‘We’re happy with the results, business as usual for Gov’t’ – Attorney General
With the majority decision of the Court of Appeal Friday afternoon, which effectively dismisses the effect of the December 21 No Confidence motion, it’s back to normal business for the Government, the Attorney General Basil Williams said.
“A lot of work has been put into this as you all know and we’ve really stretched the extremities of the law in this area, and we’re happy with the result,” Williams told reporters outside the Court of Appeal Friday evening.
Williams said that he was satisfied that “the proper principle” was applied to the computation and calculation of the vote cast in the National Assembly.
The Chief Justice, on January 31, had determined that the No Confidence motion was carried (or passed), declaring that a requisite majority was obtained by a vote of 33 members against 32, and so “the President and the Ministers cannot therefore remain in Government beyond the three months within which elections are required to be held in accordance with Article 106 Sub Article 7 unless that time is enlarged by the National Assembly in accordance with the requirements of said Article 106 Sub Article 7.”
That deadline expired today and the President was expected to announce a date for elections. But that is most likely to be thrown out the window with the ruling of two of the judges at the Court of Appeal.
Chancellor of the Judiciary (ag) Yonette Cummings-Edwards and Dawn Gregory did not agree with the Chief Justice that the motion was passed by a majority of 33 in the House. The third judge, Justice Rishi Persaud, agreed with the rulings of the Chief Justice and dismissed the appeals.

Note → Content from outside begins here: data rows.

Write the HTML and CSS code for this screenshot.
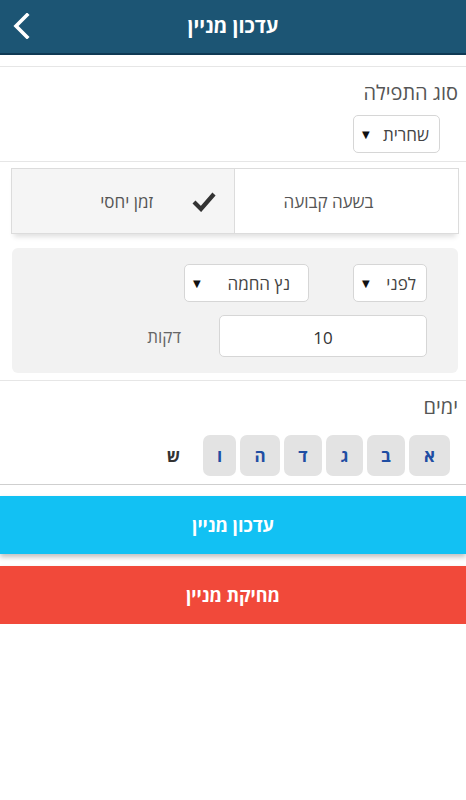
FILE: index.html
```html
<!DOCTYPE html>
<html lang="he" dir="rtl">
<head>
<meta charset="utf-8">
<link rel="stylesheet" href="styles.css">
</head>
<body>
<header class="topbar">
  <span class="back">
    <svg width="18" height="26" viewBox="0 0 18 26"><path d="M15 2 L4 13 L15 24" fill="none" stroke="#fff" stroke-width="3.6" stroke-linecap="square"/></svg>
  </span>
  <h1 class="title">עדכון מניין</h1>
</header>

<section class="block type">
  <div class="label">סוג התפילה</div>
  <div class="select sel-type"><span>שחרית</span><span class="caret">▼</span></div>
</section>

<div class="toggle">
  <div class="opt fixed">בשעה קבועה</div>
  <div class="opt active">
    <svg class="check" width="26" height="22" viewBox="0 0 26 22"><path d="M3 12 L10 19 L23 4" fill="none" stroke="#333" stroke-width="4.2"/></svg>
    <span>זמן יחסי</span>
  </div>
</div>

<div class="panel">
  <div class="row">
    <div class="select sel-before"><span>לפני</span><span class="caret">▼</span></div>
    <div class="select sel-sun"><span>נץ החמה</span><span class="caret">▼</span></div>
  </div>
  <div class="row row2">
    <div class="input">10</div>
    <div class="unit">דקות</div>
  </div>
</div>

<section class="block days-block">
  <div class="label">ימים</div>
  <div class="days">
    <span class="day d1">א</span>
    <span class="day d2">ב</span>
    <span class="day d3">ג</span>
    <span class="day d4">ד</span>
    <span class="day d5">ה</span>
    <span class="day d6">ו</span>
    <span class="sat">ש</span>
  </div>
</section>

<div class="btn update">עדכון מניין</div>
<div class="btn delete">מחיקת מניין</div>
</body>
</html>
```

FILE: styles.css
```css
* { box-sizing: border-box; }
html, body { margin: 0; padding: 0; background: #fff; }
body {
  width: 466px;
  font-family: "Open Sans", "Noto Sans", "DejaVu Sans", sans-serif;
  color: #555;
  direction: rtl;
}
.topbar {
  height: 55px;
  background: #1c5574;
  border-bottom: 2px solid #0f3954;
  display: flex;
  align-items: center;
  justify-content: center;
  position: relative;
}
.back {
  position: absolute;
  left: 12px;
  top: 13px;
  display: flex;
}
.title {
  margin: 0;
  color: #fff;
  font-size: 20px;
  font-weight: bold;
  line-height: 1;
  padding-bottom: 2px;
}
.block {
  border-top: 1px solid #e6e6e6;
  padding: 0 8px 0 8px;
}
.type {
  margin-top: 11px;
  padding-top: 11px;
  padding-bottom: 8px;
  border-bottom: 1px solid #e6e6e6;
  display: flex;
  flex-direction: column;
  align-items: flex-start;
}
.label {
  font-size: 20px;
  line-height: 30px;
  color: #555;
}
.select {
  display: flex;
  align-items: center;
  justify-content: space-between;
  border: 1px solid #d6d6d6;
  border-radius: 5px;
  background: #fff;
  height: 38px;
  font-size: 17px;
  color: #444;
  padding: 0 10px 0 8px;
}
.caret { font-size: 10px; color: #111; }
.sel-type { margin-top: 7px; margin-right: 18px; width: 87px; }
.toggle {
  margin: 6px 7px 0 11px;
  display: flex;
  height: 66px;
  border: 1px solid #dcdcdc;
  box-shadow: 0 6px 5px -3px rgba(0,0,0,0.12);
}
.opt {
  display: flex;
  align-items: center;
  font-size: 17px;
  color: #555;
  background: #fff;
}
.opt.fixed {
  width: 223px;
  justify-content: center;
  padding-right: 36px;
}
.opt.active {
  flex: 1;
  background: #f5f5f5;
  border-right: 1px solid #dcdcdc;
  justify-content: flex-start;
  padding-right: 17px;
  gap: 38px;
}
.panel {
  margin: 14px 8px 0 12px;
  background: #f2f2f2;
  border-radius: 6px;
  padding: 16px 31px 16px 0;
  display: flex;
  flex-direction: column;
  gap: 13px;
}
.row { display: flex; align-items: center; }
.sel-before { width: 74px; height: 38px; }
.sel-sun { width: 125px; height: 38px; margin-right: 44px; padding-right: 18px; }
.input {
  width: 208px;
  height: 42px;
  background: #fff;
  border: 1px solid #d6d6d6;
  border-radius: 5px;
  display: flex;
  align-items: center;
  justify-content: center;
  font-size: 17px;
  color: #333;
  padding-top: 2px;
}
.unit { margin-right: 38px; font-size: 17px; color: #666; }
.days-block {
  margin-top: 7px;
  padding-top: 11px;
  padding-bottom: 8px;
  border-bottom: 1px solid #cfcfcf;
}
.days {
  margin-top: 13px;
  display: flex;
  align-items: center;
  padding-right: 8px;
  gap: 4px;
}
.day {
  height: 41px;
  background: #e3e3e3;
  border-radius: 7px;
  display: flex;
  align-items: center;
  justify-content: center;
  color: #1f4ea3;
  font-size: 17px;
  font-weight: bold;
}
.d1 { width: 41px; }
.d2 { width: 38px; }
.d3 { width: 37px; }
.d4 { width: 38px; }
.d5 { width: 40px; }
.d6 { width: 33px; }
.sat { margin-right: 19px; font-size: 17px; font-weight: bold; color: #333; }
.btn {
  height: 58px;
  display: flex;
  align-items: center;
  justify-content: center;
  color: #fff;
  font-size: 18px;
  font-weight: bold;
  box-shadow: 0 3px 5px rgba(0,0,0,0.25);
}
.update { background: #12c1f3; margin-top: 11px; }
.delete { background: #f1493a; margin-top: 12px; }
```
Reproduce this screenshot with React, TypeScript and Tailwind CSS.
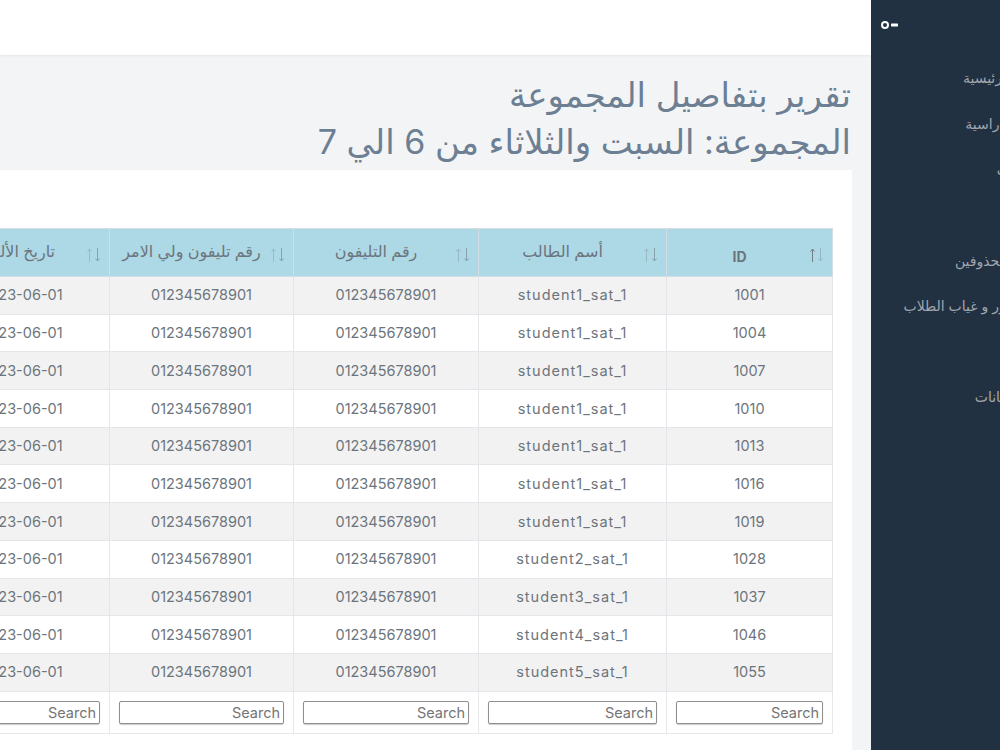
const FONT = "font-['Inter','Noto_Sans','DejaVu_Sans',sans-serif]";

const rows = [
  ["1001", "student1_sat_1"],
  ["1004", "student1_sat_1"],
  ["1007", "student1_sat_1"],
  ["1010", "student1_sat_1"],
  ["1013", "student1_sat_1"],
  ["1016", "student1_sat_1"],
  ["1019", "student1_sat_1"],
  ["1028", "student2_sat_1"],
  ["1037", "student3_sat_1"],
  ["1046", "student4_sat_1"],
  ["1055", "student5_sat_1"],
];

const navItems = [
  { label: "الصفحة الرئيسية", h: "h-[46px]", m: "-mr-[59px]" },
  { label: "المراحل الدراسية", h: "h-[46px]", m: "-mr-[66px]" },
  { label: "الطلاب", h: "h-[91px]", m: "-mr-[38px]" },
  { label: "الطلاب المحذوفين", h: "h-[45px]", m: "-mr-[61px]" },
  { label: "حضور و غياب الطلاب", h: "h-[91px]", m: "-mr-[27px]" },
  { label: "الامتحانات", h: "h-[45px]", m: "-mr-[33px]" },
];

function SortArrows({ active }: { active?: boolean }) {
  return (
    <svg width="13" height="14" viewBox="0 0 13 14" className="absolute right-[9px] top-[19px]" fill="none" stroke="#6c757d" strokeWidth="1">
      <g opacity={active ? 0.9 : 0.3}>
        <path d="M2.5 14V1" />
        <path d="M0.5 3.5 L2.5 1 L4.5 3.5" />
      </g>
      <g opacity={active ? 0.35 : 0.55}>
        <path d="M10.5 0V13" />
        <path d="M8.5 10.5 L10.5 13 L12.5 10.5" />
      </g>
    </svg>
  );
}

function Th({ label, active, latin }: { label: string; active?: boolean; latin?: boolean }) {
  return (
    <th className={`relative border border-[#d3dde3] bg-[#add8e6] pl-[10px] pr-[30px] text-center font-medium text-[#6c757d] ${latin ? "text-[14px]" : "text-[16px]"}`}>
      <span className={latin ? "relative top-[4px] font-bold" : "relative -top-[2px]"}>{label}</span>
      <SortArrows active={active} />
    </th>
  );
}

function SearchCell() {
  return (
    <td className="border border-[#e6e9ec] px-[9px] py-0">
      <input
        placeholder="Search"
        className="h-[23px] w-full rounded-[2px] border border-[#8f8f8f] bg-white px-[3px] text-[14.5px] text-[#757575] shadow-[0_1px_1px_rgba(0,0,0,0.2)] placeholder:text-[#757575]"
      />
    </td>
  );
}

export default function App() {
  return (
    <div dir="rtl" className={`flex h-[750px] w-[1000px] overflow-hidden bg-[#f3f4f6] ${FONT}`}>
      <aside className="h-full w-[129px] shrink-0 overflow-hidden bg-[#223142]">
        <div dir="ltr" className="w-[129px] pl-[10px] pt-[20px]">
          <svg width="17" height="10" viewBox="0 0 17 10" className="block">
            <circle cx="4" cy="5" r="3" fill="none" stroke="#ffffff" strokeWidth="2" />
            <rect x="10" y="3.6" width="7" height="2.8" rx="0.6" fill="#ffffff" />
          </svg>
        </div>
        <nav className="mt-[38px] w-[129px]">
          {navItems.map((item) => (
            <div key={item.label} className={`${item.h} whitespace-nowrap text-[14px] leading-[20px] text-[#a0a6ad]`}>
              <span className={`${item.m} block`}>{item.label}</span>
            </div>
          ))}
        </nav>
      </aside>

      <main className="h-full min-w-0 flex-1">
        <header className="h-[55px] bg-white shadow-[0_1px_2px_rgba(0,0,0,0.06)]" />
        <div className="pr-[19px]">
          <h1 className="h-[115px] pt-[16px] pr-[1px] text-[34px] leading-[47px] font-normal whitespace-nowrap text-[#6c7f93]">
            <div>تقرير بتفاصيل المجموعة</div>
            <div>المجموعة: السبت والثلاثاء من 6 الي 7</div>
          </h1>
          <section className="h-[580px] bg-white pt-[58px] pr-[19px]">
            <table className="w-[899px] table-fixed border-collapse text-[14.5px] text-[#6c757d]">
              <colgroup>
                <col className="w-[166px]" />
                <col className="w-[188px]" />
                <col className="w-[185px]" />
                <col className="w-[184px]" />
                <col className="w-[176px]" />
              </colgroup>
              <thead>
                <tr className="h-[48px]">
                  <Th label="ID" active latin />
                  <Th label="أسم الطالب" />
                  <Th label="رقم التليفون" />
                  <Th label="رقم تليفون ولي الامر" />
                  <Th label="تاريخ الألتحاق" />
                </tr>
              </thead>
              <tbody>
                {rows.map(([id, name], i) => (
                  <tr key={id} className={`h-[37.7px] ${i % 2 === 0 ? "bg-[#f2f2f2]" : "bg-white"}`}>
                    <td className="border border-[#e3e6ea] text-center">{id}</td>
                    <td className="border border-[#e3e6ea] text-center tracking-[1px]">{name}</td>
                    <td className="border border-[#e3e6ea] text-center">012345678901</td>
                    <td className="border border-[#e3e6ea] text-center">012345678901</td>
                    <td className="border border-[#e3e6ea] text-center"><span dir="ltr">2023-06-01</span></td>
                  </tr>
                ))}
                <tr className="h-[42px]">
                  <SearchCell />
                  <SearchCell />
                  <SearchCell />
                  <SearchCell />
                  <SearchCell />
                </tr>
              </tbody>
            </table>
          </section>
        </div>
      </main>
    </div>
  );
}
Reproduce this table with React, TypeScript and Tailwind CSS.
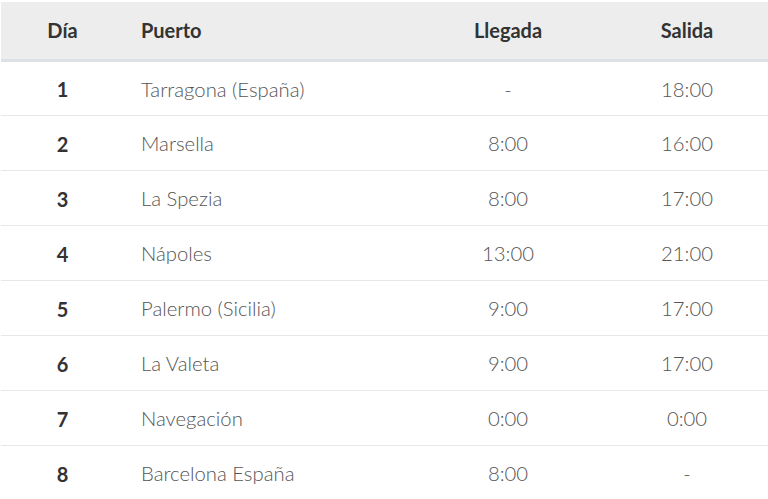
import React from "react";

const rows = [
  ["1", "Tarragona (España)", "-", "18:00"],
  ["2", "Marsella", "8:00", "16:00"],
  ["3", "La Spezia", "8:00", "17:00"],
  ["4", "Nápoles", "13:00", "21:00"],
  ["5", "Palermo (Sicilia)", "9:00", "17:00"],
  ["6", "La Valeta", "9:00", "17:00"],
  ["7", "Navegación", "0:00", "0:00"],
  ["8", "Barcelona España", "8:00", "-"],
];

export default function App() {
  return (
    <div className="w-[768px] h-[499px] overflow-hidden bg-white pt-[2px]" style={{ fontFamily: "Lato, 'Noto Sans', sans-serif" }}>
      <table className="w-[767px] ml-[1px] border-collapse table-fixed">
        <colgroup>
          <col className="w-[123px]" />
          <col className="w-[294px]" />
          <col className="w-[180px]" />
          <col className="w-[170px]" />
        </colgroup>
        <thead>
          <tr className="bg-[#ededed] border-b-[3px] border-[#dde1e5] h-[58px] text-[20px] font-bold text-[#333]">
            <th className="text-center">Día</th>
            <th className="text-left pl-[17px]">Puerto</th>
            <th className="text-center">Llegada</th>
            <th className="text-center pl-[8px]">Salida</th>
          </tr>
        </thead>
        <tbody>
          {rows.map((r) => (
            <tr key={r[0]} className="h-[55px] border-b border-[#e8e8e8] text-[20.3px] text-[#555]">
              <td className="text-center font-bold text-[#333] text-[20px] pt-[2px]">{r[0]}</td>
              <td className="text-left pl-[17px] font-light pt-[2px]">{r[1]}</td>
              <td className="text-center font-light pt-[2px]">{r[2]}</td>
              <td className="text-center font-light pl-[8px] pt-[2px]">{r[3]}</td>
            </tr>
          ))}
        </tbody>
      </table>
    </div>
  );
}
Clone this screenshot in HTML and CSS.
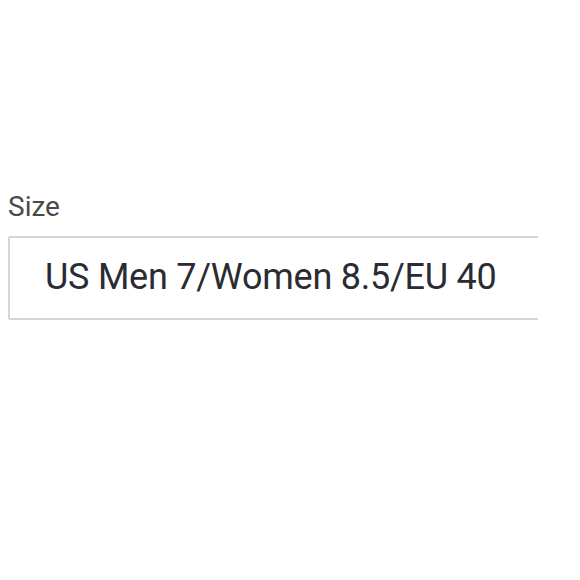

The Chief Justice had declared: “In our 65-member National Assembly, therefore, a majority of all elected members of the National Assembly, in accordance with the principle of ‘one over all rivals combined’, is thirty-three (33) members.”
Justice Rishi Persaud agreed, stating that the simplicity and unambiguity of the meaning of majority must apply and dismissed arguments that a fraction rule should have been applied. He said that proposition was absurd. He said the simple meaning has informed the practice of National Assembly for many years and was accepted by all at the time.
However, Justices Cummings-Edwards and Barnes did not agree. They reasoned that a division of half of the National Assembly would be 32.5 and that needs to be rounded to 33, and hence for a majority, one more would be needed, making the majority 34.
“We always believed that it was the right computation; all we had to do was find the road to satisfy the court and I think we did that very well,” the Attorney General said after the ruling at the Court of Appeal.